## [Given task]
In the following material, identify every line holding the string "code" and return it.

## [Provided material]
%%

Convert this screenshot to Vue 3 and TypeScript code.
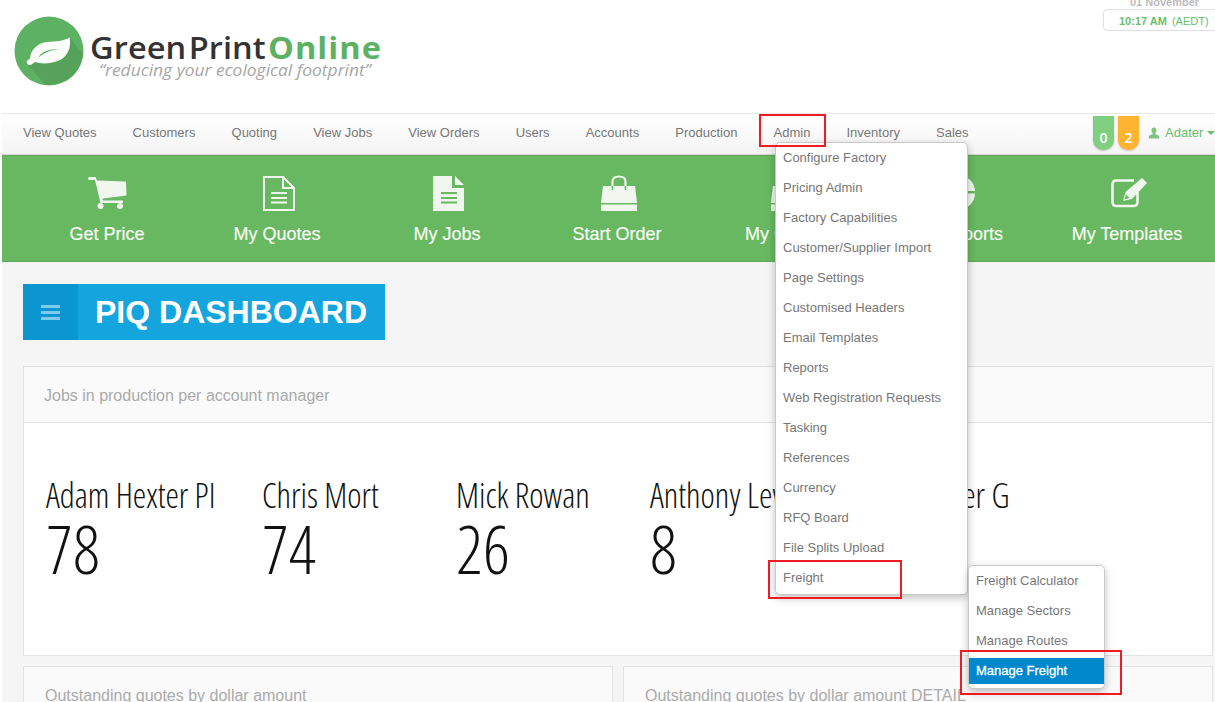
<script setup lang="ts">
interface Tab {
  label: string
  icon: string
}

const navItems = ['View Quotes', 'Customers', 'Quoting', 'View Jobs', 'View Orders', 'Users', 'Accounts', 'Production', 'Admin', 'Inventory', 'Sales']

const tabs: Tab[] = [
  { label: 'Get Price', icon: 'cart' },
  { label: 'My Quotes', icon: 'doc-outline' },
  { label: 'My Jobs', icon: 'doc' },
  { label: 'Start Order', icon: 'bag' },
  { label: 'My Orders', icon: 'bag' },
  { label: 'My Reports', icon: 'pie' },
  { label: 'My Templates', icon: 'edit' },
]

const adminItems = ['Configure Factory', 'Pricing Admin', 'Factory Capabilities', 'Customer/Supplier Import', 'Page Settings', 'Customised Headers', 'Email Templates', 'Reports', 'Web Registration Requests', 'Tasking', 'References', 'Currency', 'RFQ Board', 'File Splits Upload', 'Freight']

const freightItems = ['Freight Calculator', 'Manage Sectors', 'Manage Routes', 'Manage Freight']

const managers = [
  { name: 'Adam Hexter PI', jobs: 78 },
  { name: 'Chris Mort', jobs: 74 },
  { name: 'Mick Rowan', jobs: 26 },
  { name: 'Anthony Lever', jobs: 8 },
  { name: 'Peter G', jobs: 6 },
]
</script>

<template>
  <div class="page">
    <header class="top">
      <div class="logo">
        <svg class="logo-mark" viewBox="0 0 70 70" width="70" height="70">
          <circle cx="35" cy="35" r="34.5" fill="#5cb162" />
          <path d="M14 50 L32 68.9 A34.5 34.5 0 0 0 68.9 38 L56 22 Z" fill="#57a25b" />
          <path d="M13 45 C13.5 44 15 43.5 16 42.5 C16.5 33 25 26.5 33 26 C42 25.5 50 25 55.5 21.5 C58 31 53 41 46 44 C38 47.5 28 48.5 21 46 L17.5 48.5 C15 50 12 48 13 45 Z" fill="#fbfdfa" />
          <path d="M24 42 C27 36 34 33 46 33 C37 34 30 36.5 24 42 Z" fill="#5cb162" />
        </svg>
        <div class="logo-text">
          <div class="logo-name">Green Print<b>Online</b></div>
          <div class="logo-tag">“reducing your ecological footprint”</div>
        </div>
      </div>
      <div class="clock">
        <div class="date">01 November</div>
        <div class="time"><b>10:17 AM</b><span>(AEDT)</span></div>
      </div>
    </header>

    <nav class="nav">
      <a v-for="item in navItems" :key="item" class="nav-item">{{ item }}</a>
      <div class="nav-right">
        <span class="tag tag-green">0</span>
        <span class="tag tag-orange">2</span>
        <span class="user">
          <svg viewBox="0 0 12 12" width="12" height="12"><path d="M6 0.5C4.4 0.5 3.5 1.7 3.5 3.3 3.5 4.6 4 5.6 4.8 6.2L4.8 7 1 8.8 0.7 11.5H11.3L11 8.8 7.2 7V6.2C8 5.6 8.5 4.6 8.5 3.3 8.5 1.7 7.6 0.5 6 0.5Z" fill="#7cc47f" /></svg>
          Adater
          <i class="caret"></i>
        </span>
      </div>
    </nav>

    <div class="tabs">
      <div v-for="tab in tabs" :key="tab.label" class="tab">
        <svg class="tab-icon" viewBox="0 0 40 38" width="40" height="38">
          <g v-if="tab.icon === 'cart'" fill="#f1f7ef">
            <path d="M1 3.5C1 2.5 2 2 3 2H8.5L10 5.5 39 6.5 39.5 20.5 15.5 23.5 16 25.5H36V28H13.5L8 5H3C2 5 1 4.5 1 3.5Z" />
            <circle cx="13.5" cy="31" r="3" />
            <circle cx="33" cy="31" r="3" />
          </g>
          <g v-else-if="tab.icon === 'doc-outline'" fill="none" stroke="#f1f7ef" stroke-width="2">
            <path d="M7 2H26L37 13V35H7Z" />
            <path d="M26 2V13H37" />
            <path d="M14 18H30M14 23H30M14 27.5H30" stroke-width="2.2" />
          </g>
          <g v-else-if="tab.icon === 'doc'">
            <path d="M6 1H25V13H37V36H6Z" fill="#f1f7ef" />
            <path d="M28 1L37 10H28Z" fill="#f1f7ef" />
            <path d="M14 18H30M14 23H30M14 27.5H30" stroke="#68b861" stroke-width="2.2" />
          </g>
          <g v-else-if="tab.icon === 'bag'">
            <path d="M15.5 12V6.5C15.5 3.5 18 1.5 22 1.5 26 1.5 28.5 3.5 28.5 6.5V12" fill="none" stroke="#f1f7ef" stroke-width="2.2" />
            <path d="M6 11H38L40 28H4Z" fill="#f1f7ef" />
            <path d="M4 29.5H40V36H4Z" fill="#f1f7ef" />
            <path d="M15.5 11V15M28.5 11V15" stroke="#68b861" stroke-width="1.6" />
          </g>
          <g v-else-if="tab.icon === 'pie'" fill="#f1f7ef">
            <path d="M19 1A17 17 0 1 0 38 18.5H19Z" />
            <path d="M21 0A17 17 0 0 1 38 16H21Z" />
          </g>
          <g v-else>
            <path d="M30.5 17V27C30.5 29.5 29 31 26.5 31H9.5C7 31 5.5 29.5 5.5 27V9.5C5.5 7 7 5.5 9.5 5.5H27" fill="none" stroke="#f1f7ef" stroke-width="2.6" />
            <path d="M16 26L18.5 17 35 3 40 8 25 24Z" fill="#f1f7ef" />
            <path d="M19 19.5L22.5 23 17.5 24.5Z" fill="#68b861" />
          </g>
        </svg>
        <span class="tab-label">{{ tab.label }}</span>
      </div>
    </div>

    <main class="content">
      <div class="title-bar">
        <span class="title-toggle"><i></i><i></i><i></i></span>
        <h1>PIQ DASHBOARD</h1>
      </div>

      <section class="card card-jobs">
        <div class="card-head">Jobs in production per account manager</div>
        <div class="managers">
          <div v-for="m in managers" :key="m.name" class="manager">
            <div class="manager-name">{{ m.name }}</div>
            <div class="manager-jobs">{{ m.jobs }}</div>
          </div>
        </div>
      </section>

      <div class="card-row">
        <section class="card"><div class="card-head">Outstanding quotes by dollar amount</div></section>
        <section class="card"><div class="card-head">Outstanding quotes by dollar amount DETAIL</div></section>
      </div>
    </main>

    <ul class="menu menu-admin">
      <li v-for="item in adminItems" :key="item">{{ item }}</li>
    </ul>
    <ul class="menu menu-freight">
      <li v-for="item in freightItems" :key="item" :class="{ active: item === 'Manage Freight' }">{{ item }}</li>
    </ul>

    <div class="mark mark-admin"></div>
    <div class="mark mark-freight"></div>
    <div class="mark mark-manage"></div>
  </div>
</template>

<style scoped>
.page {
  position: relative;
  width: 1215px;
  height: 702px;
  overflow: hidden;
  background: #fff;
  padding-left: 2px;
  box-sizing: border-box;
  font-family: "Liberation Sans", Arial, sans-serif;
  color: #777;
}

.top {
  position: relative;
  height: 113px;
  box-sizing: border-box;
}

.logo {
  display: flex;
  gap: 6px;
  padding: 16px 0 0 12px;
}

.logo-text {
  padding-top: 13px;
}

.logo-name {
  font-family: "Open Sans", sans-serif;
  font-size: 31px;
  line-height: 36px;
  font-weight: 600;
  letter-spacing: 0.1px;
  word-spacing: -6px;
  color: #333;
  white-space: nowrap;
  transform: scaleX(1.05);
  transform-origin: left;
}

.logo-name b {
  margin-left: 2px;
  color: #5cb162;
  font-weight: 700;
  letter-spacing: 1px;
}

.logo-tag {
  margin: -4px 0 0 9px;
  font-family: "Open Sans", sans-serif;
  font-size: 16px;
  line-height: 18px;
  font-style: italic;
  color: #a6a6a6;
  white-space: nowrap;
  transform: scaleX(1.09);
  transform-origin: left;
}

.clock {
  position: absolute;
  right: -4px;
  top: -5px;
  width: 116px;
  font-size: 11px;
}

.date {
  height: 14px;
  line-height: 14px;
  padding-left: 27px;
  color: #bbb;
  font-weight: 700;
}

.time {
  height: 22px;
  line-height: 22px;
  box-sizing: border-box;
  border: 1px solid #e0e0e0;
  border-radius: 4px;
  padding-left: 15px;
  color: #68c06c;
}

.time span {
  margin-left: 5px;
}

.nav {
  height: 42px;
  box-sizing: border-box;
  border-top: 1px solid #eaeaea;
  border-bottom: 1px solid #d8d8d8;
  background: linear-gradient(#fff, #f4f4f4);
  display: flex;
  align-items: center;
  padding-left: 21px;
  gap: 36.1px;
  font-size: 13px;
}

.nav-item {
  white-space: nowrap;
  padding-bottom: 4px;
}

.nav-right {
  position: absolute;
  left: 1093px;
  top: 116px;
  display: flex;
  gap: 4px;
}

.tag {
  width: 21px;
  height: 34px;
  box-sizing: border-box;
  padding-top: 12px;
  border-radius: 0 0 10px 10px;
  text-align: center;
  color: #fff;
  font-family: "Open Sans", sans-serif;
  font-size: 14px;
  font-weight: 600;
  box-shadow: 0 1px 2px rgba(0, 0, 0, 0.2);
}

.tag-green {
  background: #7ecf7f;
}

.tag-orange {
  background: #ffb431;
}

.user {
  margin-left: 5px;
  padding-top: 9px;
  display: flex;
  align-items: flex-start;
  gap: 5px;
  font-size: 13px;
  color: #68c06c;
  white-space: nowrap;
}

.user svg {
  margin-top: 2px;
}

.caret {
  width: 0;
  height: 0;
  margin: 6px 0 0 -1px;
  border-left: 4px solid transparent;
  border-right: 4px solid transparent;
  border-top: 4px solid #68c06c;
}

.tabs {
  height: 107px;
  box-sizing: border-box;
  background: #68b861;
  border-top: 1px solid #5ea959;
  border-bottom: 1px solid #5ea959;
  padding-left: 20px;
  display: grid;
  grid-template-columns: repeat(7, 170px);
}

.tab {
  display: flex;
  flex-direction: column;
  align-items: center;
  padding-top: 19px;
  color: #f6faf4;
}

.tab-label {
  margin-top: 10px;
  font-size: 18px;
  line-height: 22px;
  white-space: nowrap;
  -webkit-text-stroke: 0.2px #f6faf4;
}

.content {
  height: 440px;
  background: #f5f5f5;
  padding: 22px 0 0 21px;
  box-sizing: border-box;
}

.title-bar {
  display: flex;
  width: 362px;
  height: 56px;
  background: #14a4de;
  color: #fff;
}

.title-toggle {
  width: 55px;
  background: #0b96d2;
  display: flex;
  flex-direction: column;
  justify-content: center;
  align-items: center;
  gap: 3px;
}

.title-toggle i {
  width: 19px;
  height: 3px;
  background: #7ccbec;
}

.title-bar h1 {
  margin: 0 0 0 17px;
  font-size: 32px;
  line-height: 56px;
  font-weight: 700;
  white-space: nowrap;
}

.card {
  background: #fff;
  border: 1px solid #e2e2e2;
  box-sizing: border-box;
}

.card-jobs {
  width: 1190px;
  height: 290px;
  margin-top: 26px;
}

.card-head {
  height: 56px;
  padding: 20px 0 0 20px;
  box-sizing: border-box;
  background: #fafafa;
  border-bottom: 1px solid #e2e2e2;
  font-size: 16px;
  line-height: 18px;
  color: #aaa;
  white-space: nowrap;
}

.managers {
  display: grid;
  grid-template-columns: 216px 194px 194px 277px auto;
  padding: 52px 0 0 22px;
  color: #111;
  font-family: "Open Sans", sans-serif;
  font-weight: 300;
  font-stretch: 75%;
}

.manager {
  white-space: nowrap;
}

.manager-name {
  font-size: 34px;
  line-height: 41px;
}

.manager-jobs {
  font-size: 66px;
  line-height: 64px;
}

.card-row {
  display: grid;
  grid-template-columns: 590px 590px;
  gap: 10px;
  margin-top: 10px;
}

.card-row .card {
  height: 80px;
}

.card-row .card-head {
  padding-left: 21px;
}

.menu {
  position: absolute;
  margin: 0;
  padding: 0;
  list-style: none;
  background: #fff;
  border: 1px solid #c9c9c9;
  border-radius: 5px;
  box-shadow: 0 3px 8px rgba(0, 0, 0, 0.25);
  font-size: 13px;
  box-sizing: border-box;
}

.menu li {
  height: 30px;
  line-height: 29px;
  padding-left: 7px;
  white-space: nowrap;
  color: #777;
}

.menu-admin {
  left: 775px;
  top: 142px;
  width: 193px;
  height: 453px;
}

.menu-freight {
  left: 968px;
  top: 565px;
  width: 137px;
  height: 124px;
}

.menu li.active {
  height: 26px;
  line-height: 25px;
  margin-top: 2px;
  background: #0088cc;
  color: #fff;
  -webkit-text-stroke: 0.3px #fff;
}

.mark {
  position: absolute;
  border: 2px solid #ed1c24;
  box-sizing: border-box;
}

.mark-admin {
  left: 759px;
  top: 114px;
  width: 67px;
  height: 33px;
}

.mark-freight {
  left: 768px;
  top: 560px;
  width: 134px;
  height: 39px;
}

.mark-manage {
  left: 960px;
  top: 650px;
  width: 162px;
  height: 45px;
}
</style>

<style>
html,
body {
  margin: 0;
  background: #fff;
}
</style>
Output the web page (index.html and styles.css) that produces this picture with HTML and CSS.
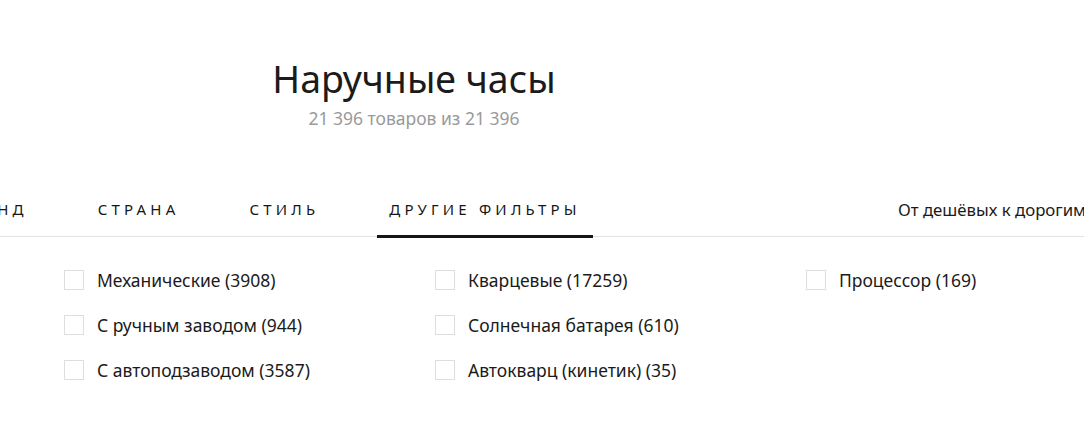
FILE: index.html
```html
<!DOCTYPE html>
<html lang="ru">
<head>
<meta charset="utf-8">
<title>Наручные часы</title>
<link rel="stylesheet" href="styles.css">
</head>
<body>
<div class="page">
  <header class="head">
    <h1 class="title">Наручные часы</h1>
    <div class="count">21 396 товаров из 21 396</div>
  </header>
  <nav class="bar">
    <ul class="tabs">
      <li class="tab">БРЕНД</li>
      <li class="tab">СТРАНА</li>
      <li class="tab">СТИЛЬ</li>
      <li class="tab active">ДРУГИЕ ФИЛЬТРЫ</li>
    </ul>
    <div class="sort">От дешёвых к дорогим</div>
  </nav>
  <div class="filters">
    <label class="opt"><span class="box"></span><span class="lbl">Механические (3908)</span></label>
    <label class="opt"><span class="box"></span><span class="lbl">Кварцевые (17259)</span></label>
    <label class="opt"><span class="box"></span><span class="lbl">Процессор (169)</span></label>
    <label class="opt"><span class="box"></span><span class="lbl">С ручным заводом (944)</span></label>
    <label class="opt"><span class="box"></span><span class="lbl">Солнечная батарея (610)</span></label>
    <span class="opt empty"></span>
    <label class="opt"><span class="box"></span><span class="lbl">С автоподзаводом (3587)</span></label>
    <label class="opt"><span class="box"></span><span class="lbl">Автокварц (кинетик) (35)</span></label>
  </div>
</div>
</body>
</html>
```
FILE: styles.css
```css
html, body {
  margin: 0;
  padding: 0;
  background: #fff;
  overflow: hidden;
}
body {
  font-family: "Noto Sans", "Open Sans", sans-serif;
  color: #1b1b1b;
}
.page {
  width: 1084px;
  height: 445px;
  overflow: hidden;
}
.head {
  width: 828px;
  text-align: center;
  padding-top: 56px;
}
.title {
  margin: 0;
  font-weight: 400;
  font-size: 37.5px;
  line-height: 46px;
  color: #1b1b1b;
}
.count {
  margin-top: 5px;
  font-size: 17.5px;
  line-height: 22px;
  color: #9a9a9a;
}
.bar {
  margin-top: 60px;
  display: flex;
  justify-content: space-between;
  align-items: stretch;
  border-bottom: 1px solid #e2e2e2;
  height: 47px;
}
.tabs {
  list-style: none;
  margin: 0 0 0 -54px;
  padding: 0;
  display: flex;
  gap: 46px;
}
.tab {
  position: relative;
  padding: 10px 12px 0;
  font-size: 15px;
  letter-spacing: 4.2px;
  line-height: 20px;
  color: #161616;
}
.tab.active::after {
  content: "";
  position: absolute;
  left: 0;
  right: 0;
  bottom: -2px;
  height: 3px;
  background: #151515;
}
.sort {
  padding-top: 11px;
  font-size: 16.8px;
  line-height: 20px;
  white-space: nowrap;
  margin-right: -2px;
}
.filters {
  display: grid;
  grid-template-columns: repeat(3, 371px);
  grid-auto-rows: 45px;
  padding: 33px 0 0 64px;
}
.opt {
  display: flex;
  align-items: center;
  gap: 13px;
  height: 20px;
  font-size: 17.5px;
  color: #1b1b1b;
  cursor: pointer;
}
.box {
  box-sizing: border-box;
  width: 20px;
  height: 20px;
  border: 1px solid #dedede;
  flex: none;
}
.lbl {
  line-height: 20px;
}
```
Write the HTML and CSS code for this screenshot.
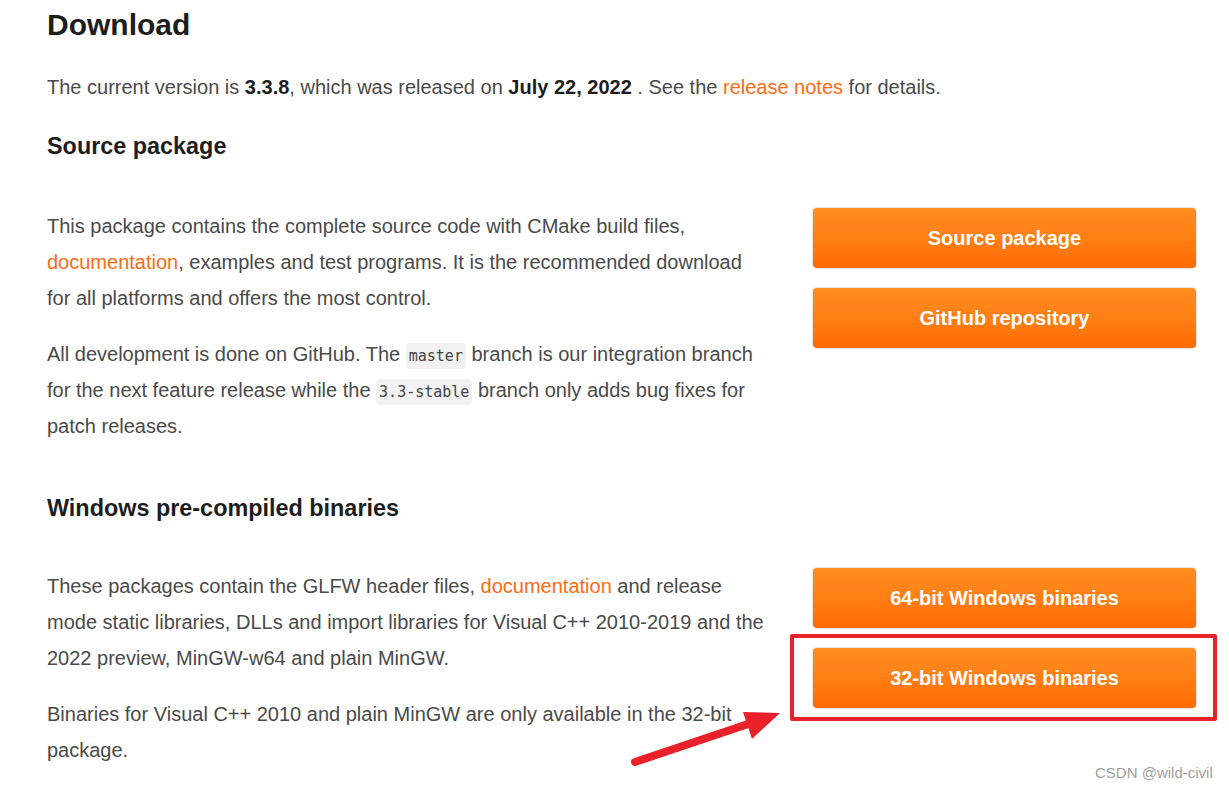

%%

## [Answer below]
Convert this screenshot to Vue 3 and TypeScript code.
Write the HTML and CSS code for this screenshot.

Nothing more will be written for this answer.